In the Vedic culture, seven represents the seven 'grahas': sun, moon, mars, mercury, jupiter, venus, and saturn. (In Hebrew, the words for 'saturn, the 7th planet' and 'sabbath' are related.)
Yet, there is a binary structure here as well: the sun and the moon, the masculine and the feminine, the light and the dark, awareness and structure. Each graha can be associated with either sun or moon. Fiery mars and priestly jupiter are connected to the sun, and saturn is the son of the sun; whereas mercury is the son of the moon, and venus' watery nature connects it to the lunar sphere as well.
"I would suggest that the seven-part structure contains the binary structure within itself."
An excellent observation and I agree. In the first Gen. 1 narrative there is the distinction between the Creator and the creature, between night and day, between light and dark.
"We might argue that these events are at odds, the first locating atonement through obedience to the Law and the second locating atonement through Jesus' obedience to the Father."
I think this is a common misreading of Paul.
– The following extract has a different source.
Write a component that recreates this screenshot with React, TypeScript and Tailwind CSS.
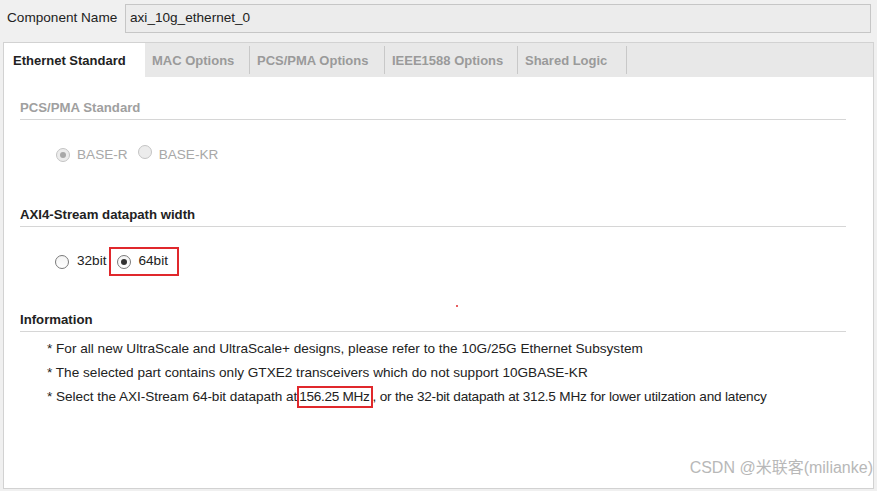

He is quite clear in Galatians 3 that the law and Christ are not opposed since the purpose of the law was to reveal Christ. For Paul works of the law are not evil, they are just the precursor to Christ. Now that Christ has come, there is no reason to return to works of the law. In fact, Paul argues specifically from the grammar of "seed" that the atonement was always located in Christ (even for Abraham).
Though, perhaps this is what you are saying and I'm just dense. :)
I agree that this is a common misreading of St Paul and of all of Scripture. The Law of Moses and the Exodus story are signs pointing to Christ. The lamb's blood on the door posts of Goshen is a sign pointing to the Blood of Jesus on the Cross.
The Bible is woven of one piece, like Jesus' robe for which the soldiers cast losts at Calvary.